The law did NOT annul the promises made to Abraham (Gen 12-15) and confirmed to Isaac (Gen 26) and Jacob (Gen 35).
- Numerous posterity.
- The land.
- Earthly blessings to Israel.
- Blessing to the nations.
In Exodus 32:13, we see how the promises made before the law were never repealed. Aaron and the people had made the golden calf. Moses interceded with ‘Remember Abraham, Isaac, and Israel, thy servants, to whom thou swarest by thine own self, and saidst unto them, I will multiply your seed as the stars of heaven, and all this land that I have spoken of will I give unto your seed, and they shall inherit it for ever.’

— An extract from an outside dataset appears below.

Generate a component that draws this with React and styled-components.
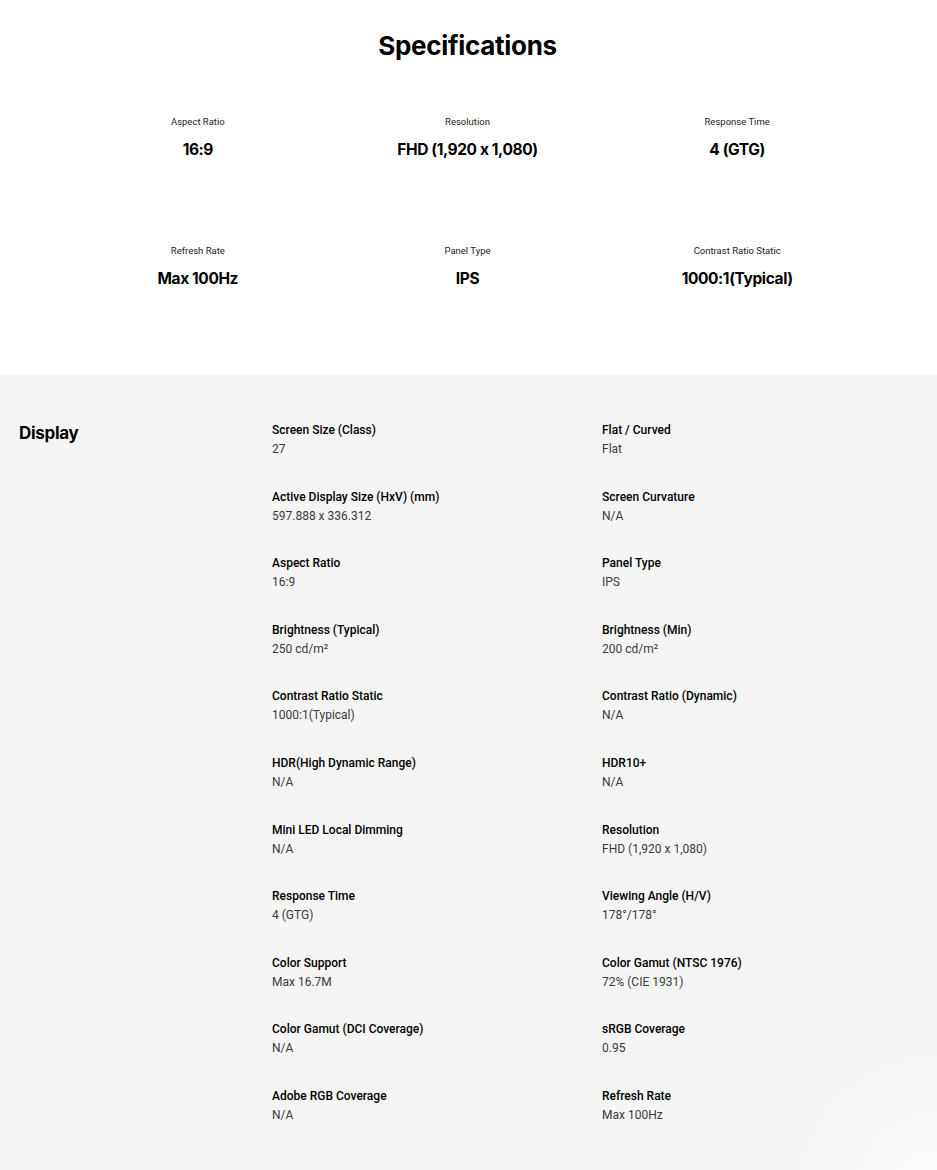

In Leviticus 26:27-31, there is the threat of all the chastisements which were to follow the unfaithfulness of Israel. ‘And if ye will not for all this hearken unto me, but walk contrary unto me; then I will walk contrary unto you also in fury; and I, even I, will chastise you seven times for your sins. And ye shall eat the flesh of your sons, and the flesh of your daughters shall ye eat. And I will destroy your high places, and cut down your images, and cast your carcases upon the carcases of your idols, and my soul shall abhor you. And I will make your cities waste . . . (v. 27-31). However, in v. 42: ‘Then will I remember my covenant with Jacob, and also my covenant with Isaac, and also my covenant with Abraham; . . . and I will remember the land.’. God returns to His promises made unconditionally long before the law.
God’s promises here have never changed: they are valid now (despite Israel being set aside), and will continue to the last days.
Thus, we get the principle on which they entered into the land of Canaan. Before the law, God had unconditionally promised the land to Israel for a perpetual possession. God promised, Moses mediated, Israel was spared and at last enjoyed the land.
Israel failed in the promised land and ultimately fell. First, the ten tribes were taken into captivity and lost. Then Judah was taken captive seventy years, but in God’s providential ways, their identity was preserved.
We now await the re-establishment of all the promises made to Abraham. Although the people had failed in every possible way towards God, the prophets show us clearly that God promised to re-establish them in their land, under the Lord Jesus Christ as their King. Every promise made in the prophets will be fulfilled. Knowing this, it is small wonder that the disciples asked the Lord following His resurrection, ‘Lord, wilt thou at this time restore again the kingdom to Israel?’ (Acts 1:6).
 In the Greek the answer is ‘μὴ γένοιτο/me genoito’ – ‘Never may it be!’ – (Strong’s translation).
 The Wikipedia article on ‘Supersessionism’ gives the position of various denominations on this subject.
 With the tribe Benjamin and the Levites who were among them.